* What to work on *
Please set down all the lines beneath this one exactly, without the pictures.

* Given information *
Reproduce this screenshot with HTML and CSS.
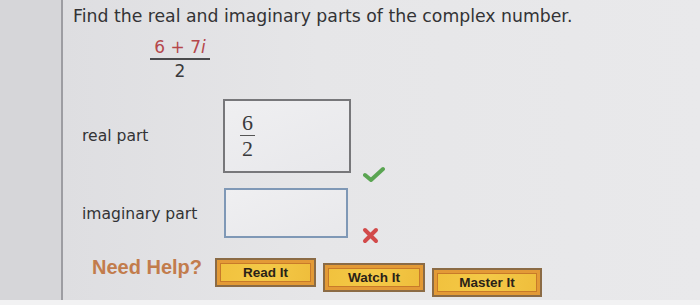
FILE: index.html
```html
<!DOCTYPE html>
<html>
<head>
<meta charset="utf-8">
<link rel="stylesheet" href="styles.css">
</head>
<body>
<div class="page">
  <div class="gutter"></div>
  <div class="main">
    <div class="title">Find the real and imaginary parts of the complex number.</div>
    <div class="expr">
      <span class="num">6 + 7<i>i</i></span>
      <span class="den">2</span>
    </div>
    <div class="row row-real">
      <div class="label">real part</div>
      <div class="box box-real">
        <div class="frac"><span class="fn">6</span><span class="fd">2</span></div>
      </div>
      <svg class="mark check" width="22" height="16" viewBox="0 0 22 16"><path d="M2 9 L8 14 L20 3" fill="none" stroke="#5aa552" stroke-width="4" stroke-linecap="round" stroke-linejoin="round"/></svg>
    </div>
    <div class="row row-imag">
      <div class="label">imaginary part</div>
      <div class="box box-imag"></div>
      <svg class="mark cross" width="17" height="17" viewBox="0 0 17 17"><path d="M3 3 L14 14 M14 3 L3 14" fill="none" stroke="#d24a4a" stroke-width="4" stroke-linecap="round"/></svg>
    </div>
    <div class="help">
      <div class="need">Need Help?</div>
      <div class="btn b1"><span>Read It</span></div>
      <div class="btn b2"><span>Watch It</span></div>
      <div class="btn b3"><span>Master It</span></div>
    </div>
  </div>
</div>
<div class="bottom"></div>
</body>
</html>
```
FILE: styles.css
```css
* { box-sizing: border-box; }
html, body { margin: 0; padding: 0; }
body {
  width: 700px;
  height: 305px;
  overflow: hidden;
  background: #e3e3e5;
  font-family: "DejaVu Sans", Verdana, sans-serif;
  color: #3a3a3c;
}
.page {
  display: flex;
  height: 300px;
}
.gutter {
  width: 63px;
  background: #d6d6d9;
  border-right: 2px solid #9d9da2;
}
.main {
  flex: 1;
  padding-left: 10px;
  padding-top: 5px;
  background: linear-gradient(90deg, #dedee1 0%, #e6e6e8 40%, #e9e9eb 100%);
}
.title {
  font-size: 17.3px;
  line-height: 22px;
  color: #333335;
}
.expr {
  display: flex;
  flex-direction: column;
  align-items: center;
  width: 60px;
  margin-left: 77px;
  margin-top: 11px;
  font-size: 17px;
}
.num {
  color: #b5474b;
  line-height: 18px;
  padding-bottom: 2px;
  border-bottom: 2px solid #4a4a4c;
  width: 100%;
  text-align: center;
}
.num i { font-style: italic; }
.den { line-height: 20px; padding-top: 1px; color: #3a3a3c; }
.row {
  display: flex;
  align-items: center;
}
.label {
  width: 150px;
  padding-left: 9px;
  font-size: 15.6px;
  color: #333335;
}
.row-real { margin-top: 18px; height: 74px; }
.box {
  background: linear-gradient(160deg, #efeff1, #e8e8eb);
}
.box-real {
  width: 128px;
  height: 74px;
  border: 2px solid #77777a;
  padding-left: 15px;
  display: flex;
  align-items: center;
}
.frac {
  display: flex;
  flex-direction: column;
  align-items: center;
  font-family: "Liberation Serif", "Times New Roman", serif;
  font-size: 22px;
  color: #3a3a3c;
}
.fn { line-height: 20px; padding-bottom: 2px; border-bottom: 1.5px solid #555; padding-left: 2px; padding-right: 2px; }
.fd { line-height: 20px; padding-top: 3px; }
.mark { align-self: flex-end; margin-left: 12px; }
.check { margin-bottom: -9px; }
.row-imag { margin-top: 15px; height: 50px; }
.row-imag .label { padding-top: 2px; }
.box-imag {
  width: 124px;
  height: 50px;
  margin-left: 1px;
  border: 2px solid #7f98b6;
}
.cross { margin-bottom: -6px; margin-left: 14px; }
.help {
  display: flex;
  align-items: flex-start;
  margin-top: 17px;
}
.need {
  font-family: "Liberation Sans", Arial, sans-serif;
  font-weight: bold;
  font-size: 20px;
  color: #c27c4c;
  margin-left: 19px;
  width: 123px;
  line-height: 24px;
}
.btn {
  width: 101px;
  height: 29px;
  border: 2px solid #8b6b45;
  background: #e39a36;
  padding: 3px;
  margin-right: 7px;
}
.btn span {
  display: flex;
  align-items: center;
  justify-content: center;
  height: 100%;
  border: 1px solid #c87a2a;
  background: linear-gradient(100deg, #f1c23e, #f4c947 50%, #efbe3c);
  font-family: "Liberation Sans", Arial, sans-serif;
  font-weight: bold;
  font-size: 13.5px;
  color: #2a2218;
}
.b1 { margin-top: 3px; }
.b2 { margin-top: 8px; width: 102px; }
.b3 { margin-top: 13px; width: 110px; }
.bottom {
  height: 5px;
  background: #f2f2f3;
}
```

* Correct response *
Reproduce this screenshot with HTML and CSS.
FILE: index.html
```html
<!DOCTYPE html>
<html>
<head>
<meta charset="utf-8">
<link rel="stylesheet" href="styles.css">
</head>
<body>
<div class="page">
  <div class="gutter"></div>
  <div class="main">
    <div class="title">Find the real and imaginary parts of the complex number.</div>
    <div class="expr">
      <span class="num">6 + 7<i>i</i></span>
      <span class="den">2</span>
    </div>
    <div class="row row-real">
      <div class="label">real part</div>
      <div class="box box-real">
        <div class="frac"><span class="fn">6</span><span class="fd">2</span></div>
      </div>
      <svg class="mark check" width="22" height="16" viewBox="0 0 22 16"><path d="M2 9 L8 14 L20 3" fill="none" stroke="#5aa552" stroke-width="4" stroke-linecap="round" stroke-linejoin="round"/></svg>
    </div>
    <div class="row row-imag">
      <div class="label">imaginary part</div>
      <div class="box box-imag"></div>
      <svg class="mark cross" width="17" height="17" viewBox="0 0 17 17"><path d="M3 3 L14 14 M14 3 L3 14" fill="none" stroke="#d24a4a" stroke-width="4" stroke-linecap="round"/></svg>
    </div>
    <div class="help">
      <div class="need">Need Help?</div>
      <div class="btn b1"><span>Read It</span></div>
      <div class="btn b2"><span>Watch It</span></div>
      <div class="btn b3"><span>Master It</span></div>
    </div>
  </div>
</div>
<div class="bottom"></div>
</body>
</html>
```
FILE: styles.css
```css
* { box-sizing: border-box; }
html, body { margin: 0; padding: 0; }
body {
  width: 700px;
  height: 305px;
  overflow: hidden;
  background: #e3e3e5;
  font-family: "DejaVu Sans", Verdana, sans-serif;
  color: #3a3a3c;
}
.page {
  display: flex;
  height: 300px;
}
.gutter {
  width: 63px;
  background: #d6d6d9;
  border-right: 2px solid #9d9da2;
}
.main {
  flex: 1;
  padding-left: 10px;
  padding-top: 5px;
  background: linear-gradient(90deg, #dedee1 0%, #e6e6e8 40%, #e9e9eb 100%);
}
.title {
  font-size: 17.3px;
  line-height: 22px;
  color: #333335;
}
.expr {
  display: flex;
  flex-direction: column;
  align-items: center;
  width: 60px;
  margin-left: 77px;
  margin-top: 11px;
  font-size: 17px;
}
.num {
  color: #b5474b;
  line-height: 18px;
  padding-bottom: 2px;
  border-bottom: 2px solid #4a4a4c;
  width: 100%;
  text-align: center;
}
.num i { font-style: italic; }
.den { line-height: 20px; padding-top: 1px; color: #3a3a3c; }
.row {
  display: flex;
  align-items: center;
}
.label {
  width: 150px;
  padding-left: 9px;
  font-size: 15.6px;
  color: #333335;
}
.row-real { margin-top: 18px; height: 74px; }
.box {
  background: linear-gradient(160deg, #efeff1, #e8e8eb);
}
.box-real {
  width: 128px;
  height: 74px;
  border: 2px solid #77777a;
  padding-left: 15px;
  display: flex;
  align-items: center;
}
.frac {
  display: flex;
  flex-direction: column;
  align-items: center;
  font-family: "Liberation Serif", "Times New Roman", serif;
  font-size: 22px;
  color: #3a3a3c;
}
.fn { line-height: 20px; padding-bottom: 2px; border-bottom: 1.5px solid #555; padding-left: 2px; padding-right: 2px; }
.fd { line-height: 20px; padding-top: 3px; }
.mark { align-self: flex-end; margin-left: 12px; }
.check { margin-bottom: -9px; }
.row-imag { margin-top: 15px; height: 50px; }
.row-imag .label { padding-top: 2px; }
.box-imag {
  width: 124px;
  height: 50px;
  margin-left: 1px;
  border: 2px solid #7f98b6;
}
.cross { margin-bottom: -6px; margin-left: 14px; }
.help {
  display: flex;
  align-items: flex-start;
  margin-top: 17px;
}
.need {
  font-family: "Liberation Sans", Arial, sans-serif;
  font-weight: bold;
  font-size: 20px;
  color: #c27c4c;
  margin-left: 19px;
  width: 123px;
  line-height: 24px;
}
.btn {
  width: 101px;
  height: 29px;
  border: 2px solid #8b6b45;
  background: #e39a36;
  padding: 3px;
  margin-right: 7px;
}
.btn span {
  display: flex;
  align-items: center;
  justify-content: center;
  height: 100%;
  border: 1px solid #c87a2a;
  background: linear-gradient(100deg, #f1c23e, #f4c947 50%, #efbe3c);
  font-family: "Liberation Sans", Arial, sans-serif;
  font-weight: bold;
  font-size: 13.5px;
  color: #2a2218;
}
.b1 { margin-top: 3px; }
.b2 { margin-top: 8px; width: 102px; }
.b3 { margin-top: 13px; width: 110px; }
.bottom {
  height: 5px;
  background: #f2f2f3;
}
```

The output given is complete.